### Required work
Please transcribe the listing below in full and word for word, without its pictures.

### Data block
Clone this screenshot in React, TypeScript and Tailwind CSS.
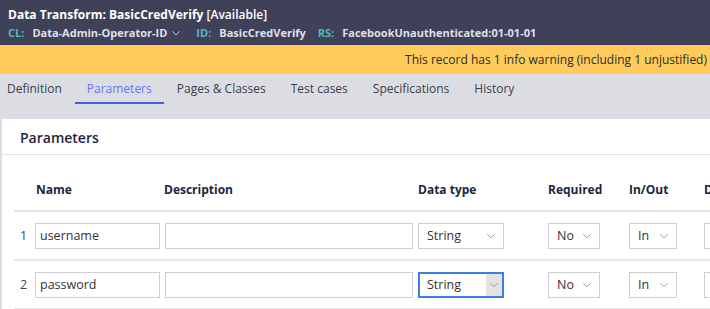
import React from 'react';

const font = { fontFamily: '"Open Sans", "Noto Sans", sans-serif' };

function Chevron({ className = '' }: { className?: string }) {
    return (
        <svg viewBox="0 0 12 8" className={className} fill="none" stroke="currentColor" strokeWidth="1.1">
            <path d="M1 1.5 L6 6.5 L11 1.5" />
        </svg>
    );
}

function SelectBox({ value, width, focused = false }: { value: string; width: string; focused?: boolean }) {
    return (
        <div
            className={`flex h-[26px] shrink-0 items-center justify-between bg-white ${width} ${focused ? 'border-2 border-[#3f7de4]' : 'border border-[#cfcfcf]'}`}
        >
            <span className={`text-[12.5px] text-[#333] ${focused ? 'pl-[7px]' : 'pl-[8px]'}`}>{value}</span>
            <span className={`flex h-full w-[16px] items-center justify-center ${focused ? 'bg-[#e3e3e3]' : 'mr-[4px]'}`}>
                <Chevron className="h-[6px] w-[10px] text-[#8a8a8a]" />
            </span>
        </div>
    );
}

function TextBox({ value, width }: { value: string; width: string }) {
    return (
        <div className={`flex h-[26px] shrink-0 items-center border border-[#cfcfcf] bg-white pl-[4px] text-[12.5px] text-[#333] ${width}`}>
            {value}
        </div>
    );
}

const rows = [
    { n: '1', name: 'username' },
    { n: '2', name: 'password' },
];

const tabs = ['Definition', 'Parameters', 'Pages & Classes', 'Test cases', 'Specifications', 'History'];

export default function App() {
    return (
        <div className="h-[309px] w-[710px] overflow-hidden bg-[#dcdde2]" style={font}>
            {/* Header */}
            <div className="h-[45px] bg-[#3e4157] px-[8px] pt-[6px]">
                <div className="text-[12px] font-bold leading-[17px] text-white">
                    Data Transform: BasicCredVerify <span className="font-semibold">[Available]</span>
                </div>
                <div className="flex items-center whitespace-nowrap text-[11px] font-bold leading-[19px]">
                    <span className="text-[#4fb8c4]">CL:</span>
                    <span className="ml-[8px] text-[#dfe0e8]">Data-Admin-Operator-ID</span>
                    <Chevron className="ml-[4px] h-[6px] w-[10px] text-[#dfe0e8]" />
                    <span className="ml-[15px] text-[#4fb8c4]">ID:</span>
                    <span className="ml-[8px] text-[#dfe0e8]">BasicCredVerify</span>
                    <span className="ml-[12px] text-[#4fb8c4]">RS:</span>
                    <span className="ml-[8px] text-[#dfe0e8]">FacebookUnauthenticated:01-01-01</span>
                </div>
            </div>

            {/* Warning */}
            <div className="flex h-[29px] items-center justify-end whitespace-nowrap bg-[#fecb5c] pr-[3px] pt-[1px] text-[12px] text-[#2b2b2b]">
                This record has 1 info warning (including 1 unjustified)
            </div>

            {/* Tabs */}
            <div className="h-[45px]">
                <div className="-ml-[5px] flex whitespace-nowrap pt-[5px]">
                    {tabs.map((t) => (
                        <div
                            key={t}
                            className={`mr-[1px] px-[12px] pb-[3px] text-[12px] leading-[20px] ${t === 'Parameters' ? 'border-b-2 border-[#3c5ef2] text-[#6477f4]' : 'border-b-2 border-transparent text-[#3a3d4a]'}`}
                        >
                            {t}
                        </div>
                    ))}
                </div>
            </div>

            {/* Panel */}
            <div className="ml-[2px] h-full bg-white">
                <div className="flex h-[36px] items-center border-b border-[#e4e4e4] pl-[18px] pt-[2px] text-[14px] font-semibold text-[#1e2440]">
                    Parameters
                </div>

                <div className="pl-[12px]">
                    {/* header row */}
                    <div className="flex items-end whitespace-nowrap border-b-2 border-[#e2e2e2] pb-[11px] pt-[26px] text-[12px] font-bold leading-[18px] text-[#1e2440]">
                        <div className="w-[22px] shrink-0" />
                        <div className="w-[128px] shrink-0">Name</div>
                        <div className="w-[254px] shrink-0">Description</div>
                        <div className="w-[130px] shrink-0">Data type</div>
                        <div className="w-[81px] shrink-0">Required</div>
                        <div className="w-[75px] shrink-0">In/Out</div>
                        <div className="shrink-0">Default</div>
                    </div>

                    {rows.map((r, i) => (
                        <div key={r.n} className="flex items-center whitespace-nowrap border-b-2 border-[#e6e6e6] pb-[10px] pt-[11px]">
                            <div className="w-[21px] shrink-0 pl-[6px] text-[12.5px] text-[#444]">{r.n}</div>
                            <div className="w-[130px] shrink-0">
                                <TextBox value={r.name} width="w-[125px]" />
                            </div>
                            <div className="w-[253px] shrink-0">
                                <TextBox value="" width="w-[248px]" />
                            </div>
                            <div className="w-[130px] shrink-0">
                                <SelectBox value="String" width="w-[86px]" focused={i === 1} />
                            </div>
                            <div className="w-[81px] shrink-0">
                                <SelectBox value="No" width="w-[52px]" />
                            </div>
                            <div className="w-[75px] shrink-0">
                                <SelectBox value="In" width="w-[48px]" />
                            </div>
                            <div className="shrink-0">
                                <TextBox value="" width="w-[80px]" />
                            </div>
                        </div>
                    ))}
                </div>
            </div>
        </div>
    );
}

### Answer to the exercise
Clone this screenshot in React, TypeScript and Tailwind CSS.
import React from 'react';

const font = { fontFamily: '"Open Sans", "Noto Sans", sans-serif' };

function Chevron({ className = '' }: { className?: string }) {
    return (
        <svg viewBox="0 0 12 8" className={className} fill="none" stroke="currentColor" strokeWidth="1.1">
            <path d="M1 1.5 L6 6.5 L11 1.5" />
        </svg>
    );
}

function SelectBox({ value, width, focused = false }: { value: string; width: string; focused?: boolean }) {
    return (
        <div
            className={`flex h-[26px] shrink-0 items-center justify-between bg-white ${width} ${focused ? 'border-2 border-[#3f7de4]' : 'border border-[#cfcfcf]'}`}
        >
            <span className={`text-[12.5px] text-[#333] ${focused ? 'pl-[7px]' : 'pl-[8px]'}`}>{value}</span>
            <span className={`flex h-full w-[16px] items-center justify-center ${focused ? 'bg-[#e3e3e3]' : 'mr-[4px]'}`}>
                <Chevron className="h-[6px] w-[10px] text-[#8a8a8a]" />
            </span>
        </div>
    );
}

function TextBox({ value, width }: { value: string; width: string }) {
    return (
        <div className={`flex h-[26px] shrink-0 items-center border border-[#cfcfcf] bg-white pl-[4px] text-[12.5px] text-[#333] ${width}`}>
            {value}
        </div>
    );
}

const rows = [
    { n: '1', name: 'username' },
    { n: '2', name: 'password' },
];

const tabs = ['Definition', 'Parameters', 'Pages & Classes', 'Test cases', 'Specifications', 'History'];

export default function App() {
    return (
        <div className="h-[309px] w-[710px] overflow-hidden bg-[#dcdde2]" style={font}>
            {/* Header */}
            <div className="h-[45px] bg-[#3e4157] px-[8px] pt-[6px]">
                <div className="text-[12px] font-bold leading-[17px] text-white">
                    Data Transform: BasicCredVerify <span className="font-semibold">[Available]</span>
                </div>
                <div className="flex items-center whitespace-nowrap text-[11px] font-bold leading-[19px]">
                    <span className="text-[#4fb8c4]">CL:</span>
                    <span className="ml-[8px] text-[#dfe0e8]">Data-Admin-Operator-ID</span>
                    <Chevron className="ml-[4px] h-[6px] w-[10px] text-[#dfe0e8]" />
                    <span className="ml-[15px] text-[#4fb8c4]">ID:</span>
                    <span className="ml-[8px] text-[#dfe0e8]">BasicCredVerify</span>
                    <span className="ml-[12px] text-[#4fb8c4]">RS:</span>
                    <span className="ml-[8px] text-[#dfe0e8]">FacebookUnauthenticated:01-01-01</span>
                </div>
            </div>

            {/* Warning */}
            <div className="flex h-[29px] items-center justify-end whitespace-nowrap bg-[#fecb5c] pr-[3px] pt-[1px] text-[12px] text-[#2b2b2b]">
                This record has 1 info warning (including 1 unjustified)
            </div>

            {/* Tabs */}
            <div className="h-[45px]">
                <div className="-ml-[5px] flex whitespace-nowrap pt-[5px]">
                    {tabs.map((t) => (
                        <div
                            key={t}
                            className={`mr-[1px] px-[12px] pb-[3px] text-[12px] leading-[20px] ${t === 'Parameters' ? 'border-b-2 border-[#3c5ef2] text-[#6477f4]' : 'border-b-2 border-transparent text-[#3a3d4a]'}`}
                        >
                            {t}
                        </div>
                    ))}
                </div>
            </div>

            {/* Panel */}
            <div className="ml-[2px] h-full bg-white">
                <div className="flex h-[36px] items-center border-b border-[#e4e4e4] pl-[18px] pt-[2px] text-[14px] font-semibold text-[#1e2440]">
                    Parameters
                </div>

                <div className="pl-[12px]">
                    {/* header row */}
                    <div className="flex items-end whitespace-nowrap border-b-2 border-[#e2e2e2] pb-[11px] pt-[26px] text-[12px] font-bold leading-[18px] text-[#1e2440]">
                        <div className="w-[22px] shrink-0" />
                        <div className="w-[128px] shrink-0">Name</div>
                        <div className="w-[254px] shrink-0">Description</div>
                        <div className="w-[130px] shrink-0">Data type</div>
                        <div className="w-[81px] shrink-0">Required</div>
                        <div className="w-[75px] shrink-0">In/Out</div>
                        <div className="shrink-0">Default</div>
                    </div>

                    {rows.map((r, i) => (
                        <div key={r.n} className="flex items-center whitespace-nowrap border-b-2 border-[#e6e6e6] pb-[10px] pt-[11px]">
                            <div className="w-[21px] shrink-0 pl-[6px] text-[12.5px] text-[#444]">{r.n}</div>
                            <div className="w-[130px] shrink-0">
                                <TextBox value={r.name} width="w-[125px]" />
                            </div>
                            <div className="w-[253px] shrink-0">
                                <TextBox value="" width="w-[248px]" />
                            </div>
                            <div className="w-[130px] shrink-0">
                                <SelectBox value="String" width="w-[86px]" focused={i === 1} />
                            </div>
                            <div className="w-[81px] shrink-0">
                                <SelectBox value="No" width="w-[52px]" />
                            </div>
                            <div className="w-[75px] shrink-0">
                                <SelectBox value="In" width="w-[48px]" />
                            </div>
                            <div className="shrink-0">
                                <TextBox value="" width="w-[80px]" />
                            </div>
                        </div>
                    ))}
                </div>
            </div>
        </div>
    );
}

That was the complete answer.